## DATA ENTRIES
++++++++++
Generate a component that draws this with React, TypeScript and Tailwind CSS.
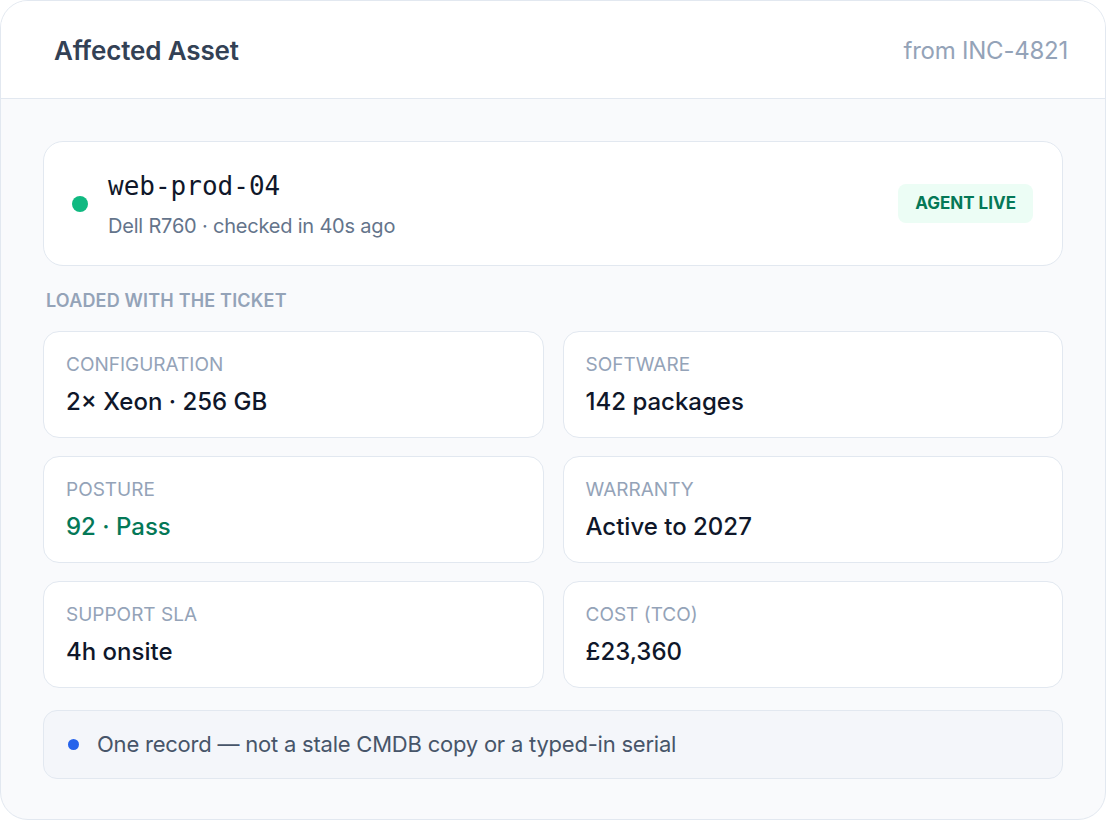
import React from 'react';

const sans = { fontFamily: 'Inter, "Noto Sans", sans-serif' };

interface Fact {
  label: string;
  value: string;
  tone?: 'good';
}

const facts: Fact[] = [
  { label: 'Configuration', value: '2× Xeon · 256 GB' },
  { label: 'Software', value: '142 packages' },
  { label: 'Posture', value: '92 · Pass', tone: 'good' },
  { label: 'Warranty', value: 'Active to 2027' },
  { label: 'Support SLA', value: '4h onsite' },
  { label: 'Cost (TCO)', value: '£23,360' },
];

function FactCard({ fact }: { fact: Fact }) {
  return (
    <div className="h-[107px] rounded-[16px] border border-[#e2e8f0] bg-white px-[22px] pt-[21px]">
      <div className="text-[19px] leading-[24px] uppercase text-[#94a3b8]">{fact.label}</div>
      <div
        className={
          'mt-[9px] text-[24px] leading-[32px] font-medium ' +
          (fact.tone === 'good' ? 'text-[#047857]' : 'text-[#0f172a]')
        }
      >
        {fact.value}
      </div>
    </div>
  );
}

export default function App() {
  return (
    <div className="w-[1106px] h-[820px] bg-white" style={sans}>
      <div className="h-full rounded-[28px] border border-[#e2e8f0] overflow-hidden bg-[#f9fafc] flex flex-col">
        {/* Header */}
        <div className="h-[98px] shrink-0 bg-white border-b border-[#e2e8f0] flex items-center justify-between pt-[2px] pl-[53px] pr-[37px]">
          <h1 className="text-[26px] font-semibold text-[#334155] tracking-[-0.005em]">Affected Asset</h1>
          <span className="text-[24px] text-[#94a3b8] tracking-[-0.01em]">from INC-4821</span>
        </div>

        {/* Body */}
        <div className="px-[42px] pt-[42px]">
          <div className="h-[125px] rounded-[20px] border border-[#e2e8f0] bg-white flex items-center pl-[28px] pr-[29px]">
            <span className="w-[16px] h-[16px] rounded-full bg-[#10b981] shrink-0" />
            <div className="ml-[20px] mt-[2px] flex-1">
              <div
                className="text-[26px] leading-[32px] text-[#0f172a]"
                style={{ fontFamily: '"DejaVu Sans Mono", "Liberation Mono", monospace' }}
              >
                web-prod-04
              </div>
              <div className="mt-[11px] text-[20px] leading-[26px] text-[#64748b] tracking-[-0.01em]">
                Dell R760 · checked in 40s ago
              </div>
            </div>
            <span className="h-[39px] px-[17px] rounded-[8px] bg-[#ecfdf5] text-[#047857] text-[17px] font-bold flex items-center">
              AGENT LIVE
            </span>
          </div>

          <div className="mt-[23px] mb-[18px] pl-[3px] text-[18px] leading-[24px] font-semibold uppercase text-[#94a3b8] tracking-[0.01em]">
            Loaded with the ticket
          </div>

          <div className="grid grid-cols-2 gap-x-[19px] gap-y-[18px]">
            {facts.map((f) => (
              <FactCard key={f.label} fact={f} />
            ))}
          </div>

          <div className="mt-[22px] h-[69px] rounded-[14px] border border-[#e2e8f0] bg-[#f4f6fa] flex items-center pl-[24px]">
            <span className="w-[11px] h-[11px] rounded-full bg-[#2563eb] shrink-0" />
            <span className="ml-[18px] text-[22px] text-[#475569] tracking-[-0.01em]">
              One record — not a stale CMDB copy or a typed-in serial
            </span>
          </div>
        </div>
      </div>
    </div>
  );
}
++++++++++
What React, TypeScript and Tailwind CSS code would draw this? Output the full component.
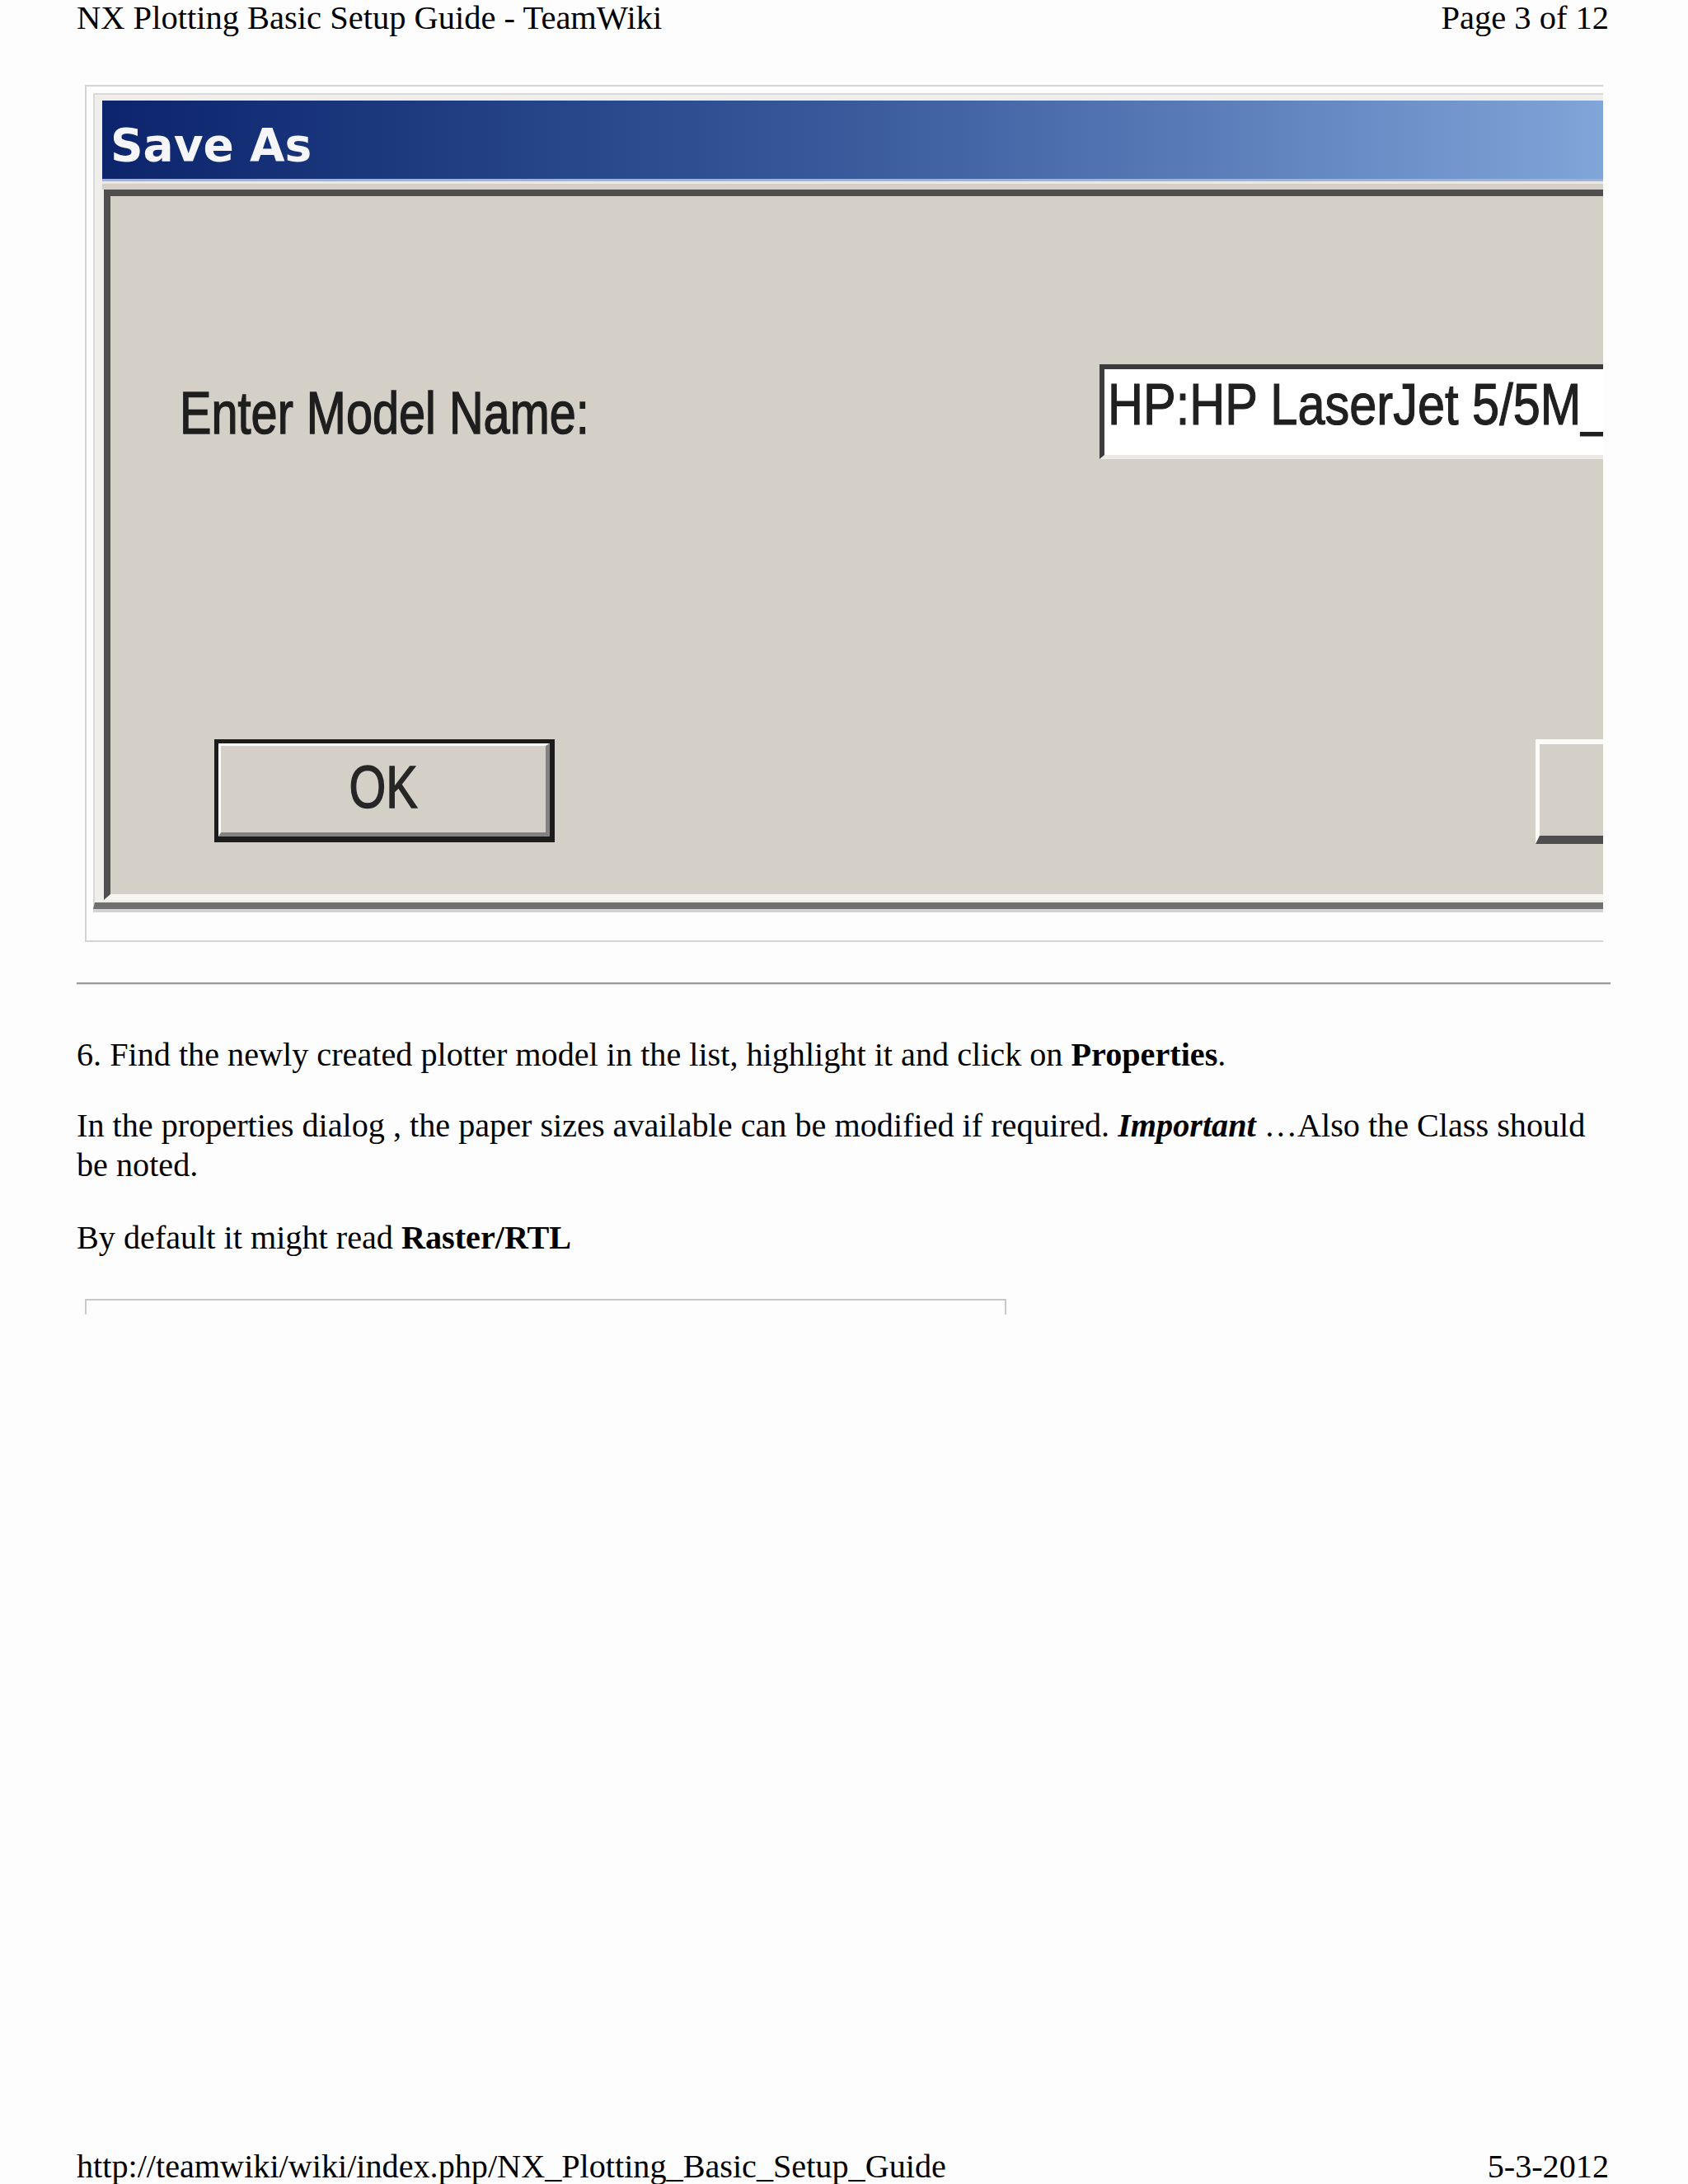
++++++++++
## PROBLEM STATEMENT
Go through the listing above and pull out each line containing the word "this".

## COMPLETE RESPONSE
Generate a component that draws this with React, TypeScript and Tailwind CSS.
What React, TypeScript and Tailwind CSS code would draw this? Output the full component.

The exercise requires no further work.